Risks and how to defuse them
- Quality drift over long sessions. Set ACU caps per run and prefer many short runs with checkpoints. Short runs produce better observability and easier rollback.
- Hidden data exposure. Limit repos and environment variables per session. Put network egress on allow lists and log every external call.
- Change noise in busy repos. Batch low-risk pull requests and schedule merges during low-traffic windows.
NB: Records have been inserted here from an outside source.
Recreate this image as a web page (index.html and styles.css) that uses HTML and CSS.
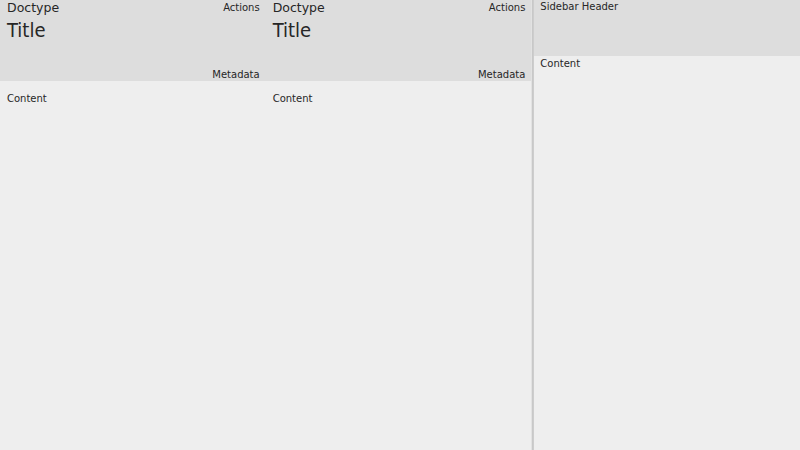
FILE: index.html
```html
<!DOCTYPE html>
<html>
<head>
<meta charset="utf-8">
<link rel="stylesheet" href="styles.css">
</head>
<body>
<div class="app">
  <div class="main">
    <section class="panel">
      <header class="panel-header">
        <div class="top-row">
          <span class="doctype">Doctype</span>
          <span class="actions">Actions</span>
        </div>
        <div class="title">Title</div>
        <div class="metadata">Metadata</div>
      </header>
      <div class="panel-content">Content</div>
    </section>
    <section class="panel">
      <header class="panel-header">
        <div class="top-row">
          <span class="doctype">Doctype</span>
          <span class="actions">Actions</span>
        </div>
        <div class="title">Title</div>
        <div class="metadata">Metadata</div>
      </header>
      <div class="panel-content">Content</div>
    </section>
  </div>
  <div class="divider"></div>
  <aside class="sidebar">
    <header class="sidebar-header">Sidebar Header</header>
    <div class="sidebar-content">Content</div>
  </aside>
</div>
</body>
</html>
```
FILE: styles.css
```css
html, body {
  margin: 0;
  padding: 0;
  height: 100%;
}
body {
  font-family: "DejaVu Sans", sans-serif;
  color: #262626;
  background: #eeeeee;
}
.app {
  display: flex;
  height: 100vh;
}
.main {
  flex: 2;
  display: flex;
  min-width: 0;
}
.panel {
  flex: 1;
  display: flex;
  flex-direction: column;
  min-width: 0;
}
.panel-header {
  background: #dddddd;
  height: 81px;
  box-sizing: border-box;
  padding: 1px 6px 1px 7px;
  display: flex;
  flex-direction: column;
}
.top-row {
  display: flex;
  justify-content: space-between;
  align-items: flex-start;
}
.doctype {
  font-size: 12.5px;
  line-height: 14px;
}
.actions {
  font-size: 10px;
  padding-top: 1px;
}
.title {
  font-family: "DejaVu Sans Condensed", "DejaVu Sans", sans-serif;
  font-stretch: condensed;
  font-size: 20px;
  margin-top: 3px;
}
.metadata {
  margin-top: auto;
  font-size: 10px;
  text-align: right;
}
.panel-content {
  flex: 1;
  background: #eeeeee;
  font-size: 10px;
  padding: 12px 7px;
}
.divider {
  width: 3px;
  background: linear-gradient(to right, #e2e2e2 0, #e2e2e2 1px, #c6c6c6 1px, #cfcfcf 3px);
}
.sidebar {
  flex: 1;
  display: flex;
  flex-direction: column;
  min-width: 0;
}
.sidebar-header {
  background: #dddddd;
  height: 56px;
  box-sizing: border-box;
  padding: 1px 6px;
  font-size: 10px;
}
.sidebar-content {
  flex: 1;
  background: #eeeeee;
  padding: 2px 6px;
  font-size: 10px;
}
```
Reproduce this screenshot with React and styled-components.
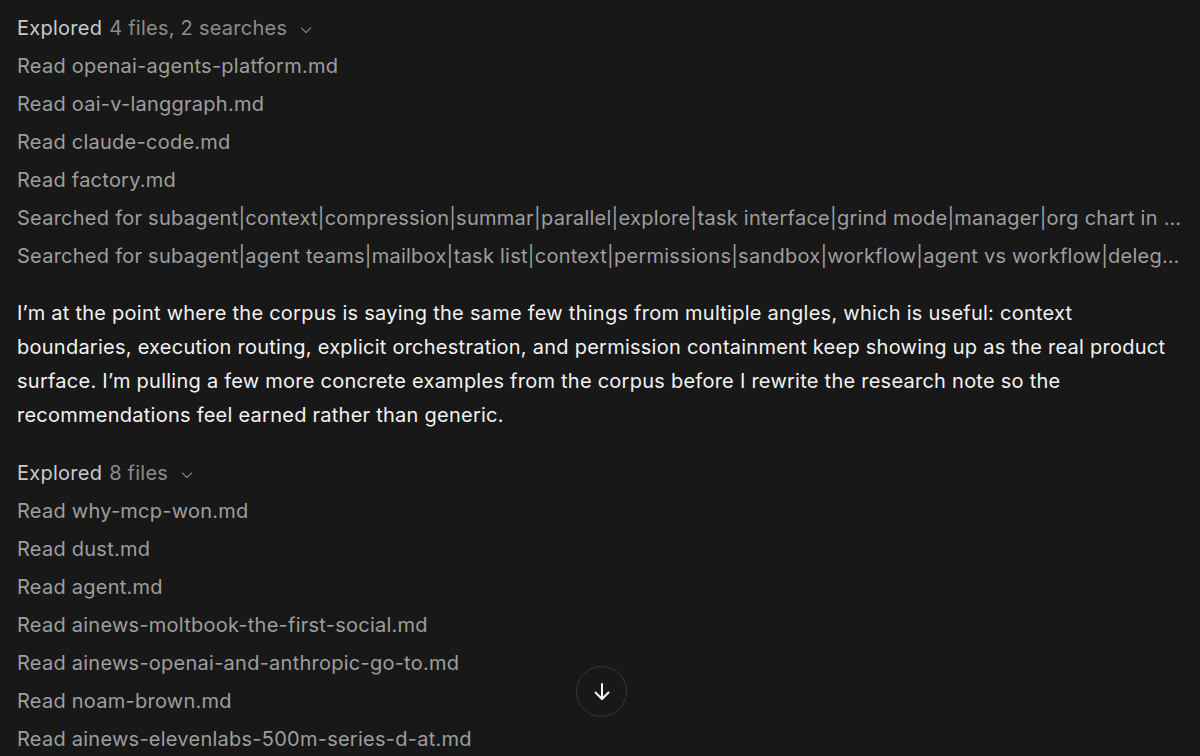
import React from 'react'
import styled, { createGlobalStyle } from 'styled-components'

const GlobalStyle = createGlobalStyle`
  html, body {
    margin: 0;
    padding: 0;
    background: #181818;
    height: 100%;
    overflow: hidden;
  }
  body {
    font-family: Inter, "Noto Sans", sans-serif;
    -webkit-font-smoothing: antialiased;
  }
`

const Page = styled.div`
  width: 1200px;
  height: 756px;
  background: #181818;
  position: relative;
  overflow: hidden;
`

const Transcript = styled.div`
  padding: 9px 17px 0 17px;
  width: 1166px;
  display: flex;
  flex-direction: column;
`

const Group = styled.div`
  display: flex;
  flex-direction: column;
`

const GroupHeader = styled.div`
  display: flex;
  align-items: center;
  height: 38px;
  font-size: 20px;
  letter-spacing: 0.25px;
  color: #cacaca;
  gap: 7px;
`

const Count = styled.span`
  color: #8c8c8c;
`

const Chevron = styled.svg`
  width: 14px;
  height: 14px;
  margin-left: 5px;
  margin-top: 4px;
  color: #8c8c8c;
`

const Row = styled.div`
  height: 38px;
  line-height: 38px;
  font-size: 20px;
  letter-spacing: 0.25px;
  color: #9e9e9e;
  white-space: nowrap;
  overflow: hidden;
  text-overflow: ellipsis;
`

const Message = styled.p`
  margin: 21px 0 22px 0;
  font-size: 20px;
  letter-spacing: 0.25px;
  line-height: 34px;
  color: #f2f2f2;
`

const ScrollButton = styled.button`
  position: absolute;
  left: 576px;
  top: 666px;
  width: 51px;
  height: 51px;
  border-radius: 50%;
  border: 1px solid #363636;
  background: #181818;
  color: #f5f5f5;
  display: flex;
  align-items: center;
  justify-content: center;
  padding: 0;
  cursor: pointer;
`

function ChevronDown() {
  return (
    <Chevron viewBox="0 0 24 24" fill="none" stroke="currentColor" strokeWidth="1.8" strokeLinecap="round" strokeLinejoin="round">
      <path d="M4 8.5l8 8 8-8" />
    </Chevron>
  )
}

function ExploredGroup({ label, count, items }) {
  return (
    <Group>
      <GroupHeader>
        <span>{label}</span>
        <Count>{count}</Count>
        <ChevronDown />
      </GroupHeader>
      {items.map((item) => (
        <Row key={item}>{item}</Row>
      ))}
    </Group>
  )
}

const first = [
  'Read openai-agents-platform.md',
  'Read oai-v-langgraph.md',
  'Read claude-code.md',
  'Read factory.md',
  'Searched for subagent|context|compression|summar|parallel|explore|task interface|grind mode|manager|org chart in codex and claude code',
  'Searched for subagent|agent teams|mailbox|task list|context|permissions|sandbox|workflow|agent vs workflow|delegation patterns',
]

const second = [
  'Read why-mcp-won.md',
  'Read dust.md',
  'Read agent.md',
  'Read ainews-moltbook-the-first-social.md',
  'Read ainews-openai-and-anthropic-go-to.md',
  'Read noam-brown.md',
  'Read ainews-elevenlabs-500m-series-d-at.md',
]

export default function App() {
  return (
    <Page>
      <GlobalStyle />
      <Transcript>
        <ExploredGroup label="Explored" count="4 files, 2 searches" items={first} />
        <Message>
          I’m at the point where the corpus is saying the same few things from multiple angles, which is useful: context
          boundaries, execution routing, explicit orchestration, and permission containment keep showing up as the real product
          surface. I’m pulling a few more concrete examples from the corpus before I rewrite the research note so the
          recommendations feel earned rather than generic.
        </Message>
        <ExploredGroup label="Explored" count="8 files" items={second} />
      </Transcript>
      <ScrollButton aria-label="Scroll to bottom">
        <svg width="24" height="24" viewBox="0 0 24 24" fill="none" stroke="currentColor" strokeWidth="2" strokeLinecap="round" strokeLinejoin="round">
          <path d="M12 4v15" />
          <path d="M5.5 12.5L12 19l6.5-6.5" />
        </svg>
      </ScrollButton>
    </Page>
  )
}
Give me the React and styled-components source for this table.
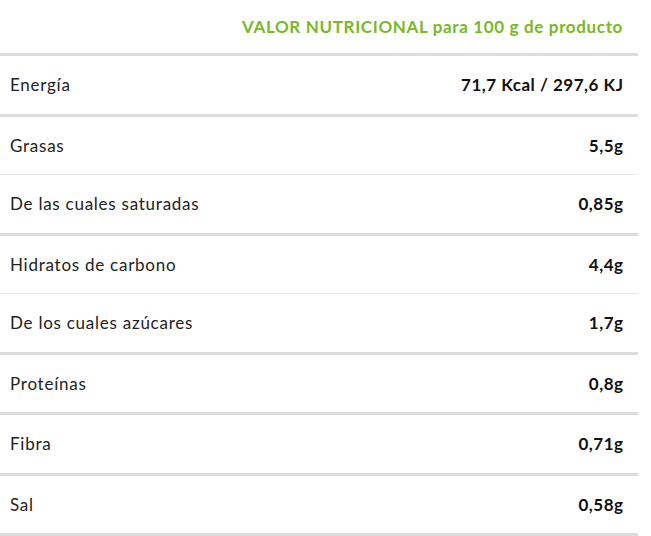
import React from "react";
import styled, { createGlobalStyle } from "styled-components";

const Global = createGlobalStyle`
  html, body { margin: 0; padding: 0; background: #fff; }
  body { font-family: "Lato", "Open Sans", sans-serif; }
`;

const Table = styled.div`
  width: 638px;
  display: flex;
  flex-direction: column;
`;

const Header = styled.div`
  height: 53px;
  display: flex;
  align-items: center;
  justify-content: flex-end;
  padding-right: 15px;
  border-bottom: 3px solid #dddddd;
  color: #79b829;
  font-weight: 700;
  font-size: 17px;
  letter-spacing: 0.65px;
`;

const Row = styled.div`
  height: 57.5px;
  display: flex;
  align-items: center;
  justify-content: space-between;
  padding: 0 15px 0 10px;
  border-bottom: ${(p) => (p.$thin ? "1px solid #e6e6e6" : "3px solid #dddddd")};
`;

const Label = styled.span`
  font-size: 17px;
  letter-spacing: 0.75px;
  color: #222;
  font-weight: 400;
`;

const Value = styled.span`
  font-size: 17px;
  letter-spacing: 0.5px;
  margin-right: -0.5px;
  color: #111;
  font-weight: 700;
`;

const rows = [
  ["Energía", "71,7 Kcal / 297,6 KJ", false],
  ["Grasas", "5,5g", true],
  ["De las cuales saturadas", "0,85g", false],
  ["Hidratos de carbono", "4,4g", true],
  ["De los cuales azúcares", "1,7g", false],
  ["Proteínas", "0,8g", false],
  ["Fibra", "0,71g", false],
  ["Sal", "0,58g", false],
];

export default function App() {
  return (
    <>
      <Global />
      <Table>
        <Header>VALOR NUTRICIONAL para 100 g de producto</Header>
        {rows.map(([l, v, thin]) => (
          <Row key={l} $thin={thin}>
            <Label>{l}</Label>
            <Value>{v}</Value>
          </Row>
        ))}
      </Table>
    </>
  );
}
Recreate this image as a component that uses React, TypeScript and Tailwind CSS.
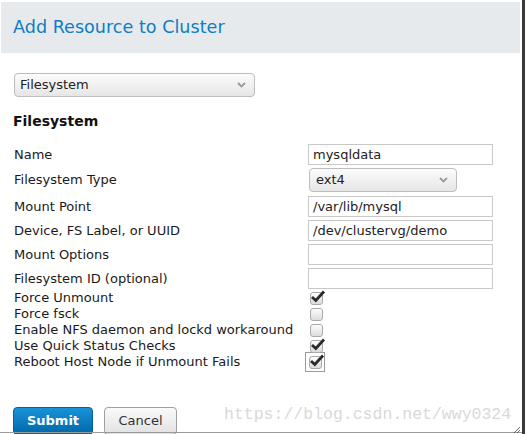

Consider a weekly merge train for agent work.
A short field guide to early wins
- Legacy JavaScript to TypeScript annotations: high volume, low judgment, clear tests.
- Internal library migrations where the mapping is known: deprecate old interfaces, upgrade imports, run code mods, and regenerate docs.
- Fixing flaky tests with known anti-patterns: detect sleeps, add waits, or switch to deterministic stubs.
- Deprecation cleanup across many services: remove obsolete flags or endpoints guarded by feature toggles that are now permanent.
These are the kinds of tasks that turn pull request metrics green quickly, build trust, and make a board update sing.
What this means for engineering careers
Rote tickets will continue to decline. Code review, architecture, and system design are rising in value. The craft does not disappear. It moves up a level. Teams that embrace this shift will put their best engineers in reviewer and designer roles, give agents the grunt work, and measure the whole system by cycle time and reliability rather than just lines shipped.
The bottom line
The story of the last six weeks is not just a funding headline or an acquisition. It is that the missing pieces of persistence, rollback, integrated workspaces, and enterprise deployment turned agents into something you can staff. If you create a clear access model, budget with ACUs and agent hours, track pull request outcomes, and coach developers to work with agents rather than around them, you will enter 2026 with a credible agent roster next to your human org chart. That is not a slogan. It is a plan you can run.